1990: Americans with Disabilities Act

Inspired by the Civil Rights Act, and signed into law by President George H.W. Bush, Congress passed the Americans with Disabilities Act, prohibiting discrimination against all people living with developmental and physical disabilities in the workplace, transportation, public accommodations, state and local government services and telecommunications.

2008: Smithfield Packing Plant Workers

Smithfield workers join the United Food and Commercial Workers (UFCW). After 16 years of organizing by African American, Latino, and Native American workers, the Smithfield Packing Plant in Tar Heel, North Carolina finally succeeded in joining the United Food and Commercial Workers (UFCW) union. Despite years of intimidation, violence, and illegal firings by the company’s management, the new local union was chartered as UFCW Local 1208. Today, there is a mural of civil rights leaders on the wall of the union hall.

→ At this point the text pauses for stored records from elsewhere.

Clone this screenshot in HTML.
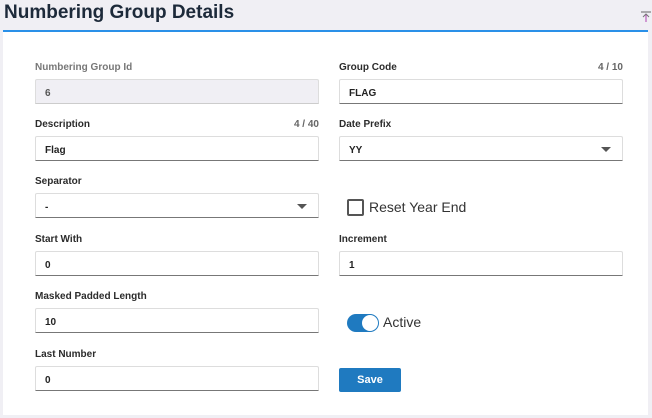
<!DOCTYPE html>
<html><head><style>
*{box-sizing:border-box;margin:0;padding:0}
body{width:652px;height:418px;background:#f0eff4;font-family:"Liberation Sans",sans-serif;position:relative;overflow:hidden}
.hdr{position:absolute;left:0;top:0;width:652px;height:30px;background:#f0eff4}
.hdr h1{position:absolute;left:4px;top:2px;font-size:19px;font-weight:bold;color:#1d2a3a}
.line{position:absolute;left:3px;top:30px;width:645px;height:2px;background:#2a90e8}
.card{position:absolute;left:3px;top:32px;width:645px;height:383px;background:#fff}
.lbl{position:absolute;font-size:10px;font-weight:bold;color:#2b2b2b}
.lbl.dim{color:#777}
.cnt{position:absolute;font-size:10px;font-weight:bold;color:#666;text-align:right}
.in{position:absolute;height:25px;background:#fff;border:1px solid #ddd;border-bottom:1px solid #777;border-radius:2px 2px 0 0;font-size:10px;font-weight:bold;color:#222;padding:8px 9px 0}
.in.dis{background:#f0eff4;color:#555;border-bottom-color:#ccc}
.arr{position:absolute;right:11px;top:10px;width:0;height:0;border-left:5px solid transparent;border-right:5px solid transparent;border-top:5px solid #555}
</style></head><body>
<div class="hdr"><h1>Numbering Group Details</h1>
<svg style="position:absolute;left:641px;top:11px" width="10" height="11"><line x1="0" y1="1" x2="10" y2="1" stroke="#666" stroke-width="1"/><line x1="5" y1="3" x2="5" y2="11" stroke="#b040b0" stroke-width="1"/><polyline points="2,6 5,3 8,6" fill="none" stroke="#777"/></svg></div>
<div class="line"></div>
<div class="card"></div>

<div class="lbl dim" style="left:35px;top:62px">Numbering Group Id</div>
<div class="in dis" style="left:35px;top:79px;width:284px">6</div>
<div class="lbl" style="left:339px;top:62px">Group Code</div>
<div class="cnt" style="left:560px;top:62px;width:63px">4 / 10</div>
<div class="in" style="left:339px;top:79px;width:284px">FLAG</div>

<div class="lbl" style="left:35px;top:119px">Description</div>
<div class="cnt" style="left:256px;top:119px;width:63px">4 / 40</div>
<div class="in" style="left:35px;top:136px;width:284px">Flag</div>
<div class="lbl" style="left:339px;top:119px">Date Prefix</div>
<div class="in" style="left:339px;top:136px;width:284px">YY<div class="arr"></div></div>

<div class="lbl" style="left:35px;top:176px">Separator</div>
<div class="in" style="left:35px;top:193px;width:284px">-<div class="arr"></div></div>
<div style="position:absolute;left:347px;top:199px;width:17px;height:17px;border:2px solid #555;border-radius:2px"></div>
<div style="position:absolute;left:369px;top:199px;font-size:14px;color:#333">Reset Year End</div>

<div class="lbl" style="left:35px;top:234px">Start With</div>
<div class="in" style="left:35px;top:251px;width:284px">0</div>
<div class="lbl" style="left:339px;top:234px">Increment</div>
<div class="in" style="left:339px;top:251px;width:284px">1</div>

<div class="lbl" style="left:35px;top:291px">Masked Padded Length</div>
<div class="in" style="left:35px;top:308px;width:284px">10</div>
<div style="position:absolute;left:347px;top:314px;width:32px;height:18px;border-radius:9px;background:#1f7ac0"></div>
<div style="position:absolute;left:362px;top:315px;width:16px;height:16px;border-radius:50%;background:#fff"></div>
<div style="position:absolute;left:383px;top:314px;font-size:14px;color:#333">Active</div>

<div class="lbl" style="left:35px;top:349px">Last Number</div>
<div class="in" style="left:35px;top:366px;width:284px">0</div>
<div style="position:absolute;left:339px;top:368px;width:62px;height:24px;background:#1f7ac0;border-radius:2px;color:#fff;font-size:11px;font-weight:bold;text-align:center;line-height:24px">Save</div>
</body></html>
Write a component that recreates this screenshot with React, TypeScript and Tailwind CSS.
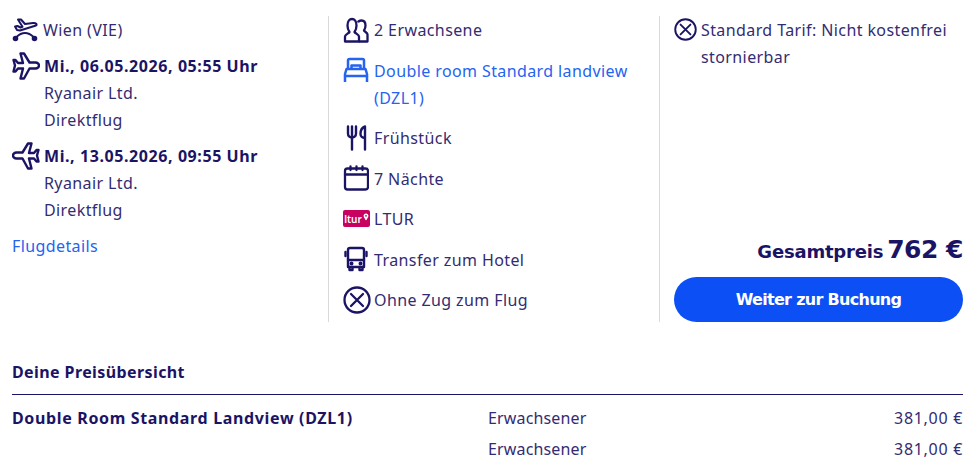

2008: Barack Obama (1961- )

Barack Obama was elected to the first of his two terms as the 44th President of the United States becoming the first African American president in U.S. history. During his first two years in office, he signed many landmark bills into law, including his very first piece of legislation, the Lilly Ledbetter Fair Pay Act, which impacted the labor movement. Obama also reduced the unemployment rate to the lowest it had been in more than eleven years.

2012: #BlackLivesMatter

Formed after the 2012 murder of a young African American man in Florida, Trayvon Martin, the Black Lives Matter movement grew as protests mounted against other killings, including the 2020 slaying of George Floyd in Minneapolis. In several communities, labor unions have built ties with #BLM chapters to address chronic issues of dehumanization, inequality, and exploitation.

The John W. Jones Story

Reprinted with permission from https://www.johnwjonesmuseum.org/the-john-w-jones-story

John W. Jones became an active agent in the Underground Railroad in 1851. In 1854, the Northern Central railroad tracks from Williamsport, Pennsylvania to Elmira, New York were completed. Jones made an arrangement with Northern Central employees and hid the fugitives in the 4 o’clock “Freedom Baggage Car,” directly to Niagara Falls via Watkins Glen and Canandaigua. Most of Jones’s “baggage” eventually landed in St. Catharines, Ontario.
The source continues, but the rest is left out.